In finance, interest is typically expressed as an annual percentage rate (APR) and can be either simple or compound.
When you borrow money, you pay interest to the lender. When you save money, the bank pays interest to you — the same concept works in both directions.
Interest rates are set or influenced by the Federal Reserve and vary widely depending on the type of loan, credit score, and market conditions.
Some financial tools — like Gerald's fee-free cash advance — are designed specifically to help you avoid paying interest when you need short-term funds.
What Does "Interest" Mean? A Direct Answer
The word interest has three main meanings, depending on the situation. In daily conversation, it describes a feeling of curiosity or attention toward something. In finance and banking, it refers to the extra money charged for borrowing — or earned on savings. In law and business, it describes a legal stake or ownership share in a property or company. If you've ever searched for instant loan apps and wondered why the costs vary so much, the answer almost always comes down to interest.
This article explains all three definitions clearly, with real examples and practical context so you can use the word correctly — and understand what it means for your finances.
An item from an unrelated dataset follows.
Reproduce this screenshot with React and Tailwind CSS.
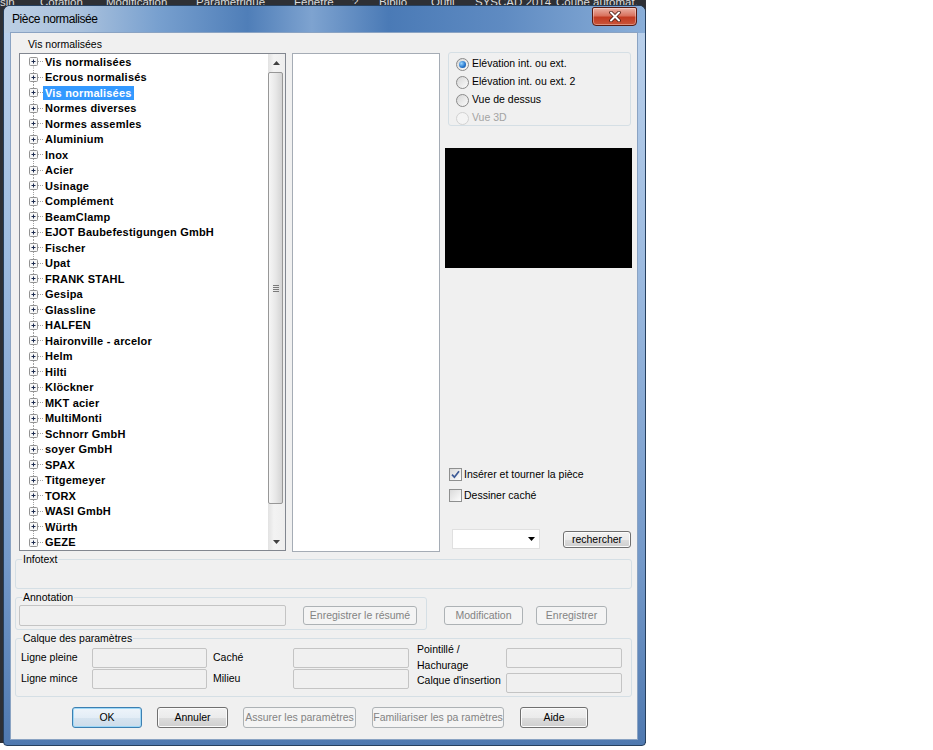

“Interest is the price paid for borrowing money. It is expressed as a percentage rate over a period of time. Interest rates may be fixed, meaning the rate is set and will not change, or may be variable or 'floating,' meaning the rate may move higher or lower over time.”
Interest in Finance: The Cost of Borrowing (or the Reward for Saving)
Financially speaking, interest is the price you pay to use someone else's money. A lender gives you funds today; you repay the original amount (called the principal) plus an additional percentage as compensation for the lender's risk and opportunity cost. That additional percentage is the interest.
It works the other way, too. When you deposit money in a savings account, the bank uses those funds to make loans. In return, the bank pays you interest — typically a much smaller percentage than what it charges borrowers, which is how banks profit.
Interest is almost always expressed as an annual percentage rate (APR). According to Investopedia, APR represents the total yearly cost of borrowing, including the interest rate and any fees rolled into the loan.
Simple Interest vs. Compound Interest
Not all interest works the same way. The two main types are:
Simple interest — calculated only on the original principal. If you borrow $1,000 at 10% simple interest for one year, you owe $100 in interest.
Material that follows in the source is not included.